*DESCRIPTION OF THE TASK:* The answer is one number: how many lines hold the string "table".

* begin EXCERPTED DATA *

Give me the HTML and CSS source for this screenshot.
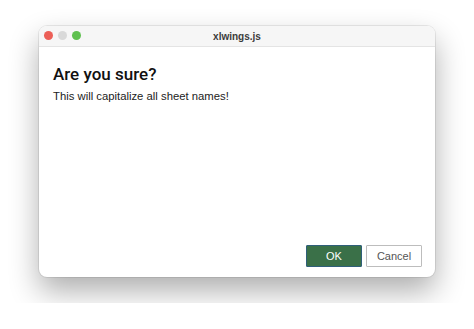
FILE: index.html
```html
<!DOCTYPE html>
<html lang="en">
<head>
  <meta charset="UTF-8">
  <title>xlwings.js</title>
  <link rel="stylesheet" href="styles.css">
</head>
<body>

  <div class="window">
    <div class="titlebar">
      <div class="lights">
        <span class="light red"></span>
        <span class="light gray"></span>
        <span class="light green"></span>
      </div>
      <div class="title">xlwings.js</div>
    </div>
    <div class="content">
      <h2>Are you sure?</h2>
      <p>This will capitalize all sheet names!</p>
      <div class="actions">
        <button class="btn ok">OK</button>
        <button class="btn cancel">Cancel</button>
      </div>
    </div>
  </div>

</body>
</html>
```
FILE: styles.css
```css
body {
  margin: 0;
  padding: 26px 39px;
  background: #fff;
  font-family: "Liberation Sans", Arial, sans-serif;
}
.window {
  width: 396px;
  height: 251px;
  background: #fff;
  border-radius: 8px;
  box-shadow: 0 14px 30px rgba(0, 0, 0, 0.32), 0 0 0 1px rgba(0, 0, 0, 0.08);
  display: flex;
  flex-direction: column;
  overflow: hidden;
}
.titlebar {
  position: relative;
  height: 20px;
  background: #f6f6f6;
  border-bottom: 1px solid #e4e4e4;
  display: flex;
  align-items: center;
  justify-content: center;
}
.lights {
  position: absolute;
  left: 5px;
  top: 5px;
  display: flex;
  gap: 5px;
}
.light {
  width: 9px;
  height: 9px;
  border-radius: 50%;
}
.red { background: #ec5f57; }
.gray { background: #d9d9d9; }
.green { background: #5fc04f; }
.title {
  font-size: 10px;
  font-weight: bold;
  color: #3c3c3c;
}
.content {
  flex: 1;
  padding: 17px 13px 10px 14px;
  display: flex;
  flex-direction: column;
}
h2 {
  margin: 0;
  font-family: Roboto, "Liberation Sans", sans-serif;
  font-size: 17px;
  font-weight: 500;
  color: #111;
}
p {
  margin: 6px 0 0;
  font-size: 11.3px;
  color: #222;
}
.actions {
  margin-top: auto;
  display: flex;
  justify-content: flex-end;
  gap: 4px;
}
.btn {
  width: 56px;
  height: 22px;
  font-family: "Liberation Sans", Arial, sans-serif;
  font-size: 11px;
  border-radius: 1px;
  cursor: pointer;
}
.ok {
  background: #3a7048;
  color: #fff;
  border: 1px solid #2f5f7a;
}
.cancel {
  background: #fff;
  color: #555;
  border: 1px solid #bdbdbd;
}
```
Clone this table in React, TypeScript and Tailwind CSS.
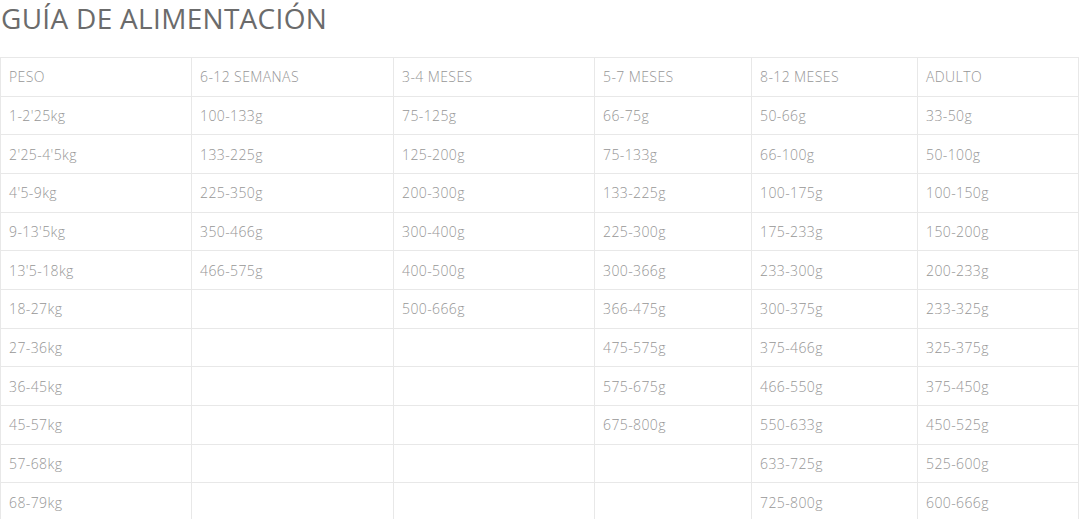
import React from 'react';

const headers = ['PESO', '6-12 SEMANAS', '3-4 MESES', '5-7 MESES', '8-12 MESES', 'ADULTO'];

const rows: string[][] = [
  ['1-2\'25kg', '100-133g', '75-125g', '66-75g', '50-66g', '33-50g'],
  ['2\'25-4\'5kg', '133-225g', '125-200g', '75-133g', '66-100g', '50-100g'],
  ['4\'5-9kg', '225-350g', '200-300g', '133-225g', '100-175g', '100-150g'],
  ['9-13\'5kg', '350-466g', '300-400g', '225-300g', '175-233g', '150-200g'],
  ['13\'5-18kg', '466-575g', '400-500g', '300-366g', '233-300g', '200-233g'],
  ['18-27kg', '', '500-666g', '366-475g', '300-375g', '233-325g'],
  ['27-36kg', '', '', '475-575g', '375-466g', '325-375g'],
  ['36-45kg', '', '', '575-675g', '466-550g', '375-450g'],
  ['45-57kg', '', '', '675-800g', '550-633g', '450-525g'],
  ['57-68kg', '', '', '', '633-725g', '525-600g'],
  ['68-79kg', '', '', '', '725-800g', '600-666g'],
];

const colWidths = ['w-[191px]', 'w-[202px]', 'w-[201px]', 'w-[157px]', 'w-[166px]', 'w-[161px]'];

export default function App() {
  return (
    <div className="w-[1080px] h-[519px] overflow-hidden bg-white font-['Open_Sans',sans-serif]">
      {/* Title */}
      <h1 className="pl-px text-[28px] leading-[36px] font-normal text-[#6b6b6b] tracking-[0.3px]">
        GUÍA DE ALIMENTACIÓN
      </h1>

      {/* Feeding table */}
      <table className="mt-[21px] w-[1078px] table-fixed border-collapse text-[14px] tracking-[0.4px] text-[#969696] font-light">
        <colgroup>
          {colWidths.map((w, i) => (
            <col key={i} className={w} />
          ))}
        </colgroup>
        <thead>
          <tr className="h-[38.67px]">
            {headers.map((h) => (
              <th key={h} className="border border-[#e8e8e8] px-2 text-left font-light">
                {h}
              </th>
            ))}
          </tr>
        </thead>
        <tbody>
          {rows.map((r, i) => (
            <tr key={i} className="h-[38.67px]">
              {r.map((c, j) => (
                <td key={j} className="border border-[#e8e8e8] px-2">
                  {c}
                </td>
              ))}
            </tr>
          ))}
        </tbody>
      </table>
    </div>
  );
}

* end EXCERPTED DATA *

*RIGHT ANSWER:* 4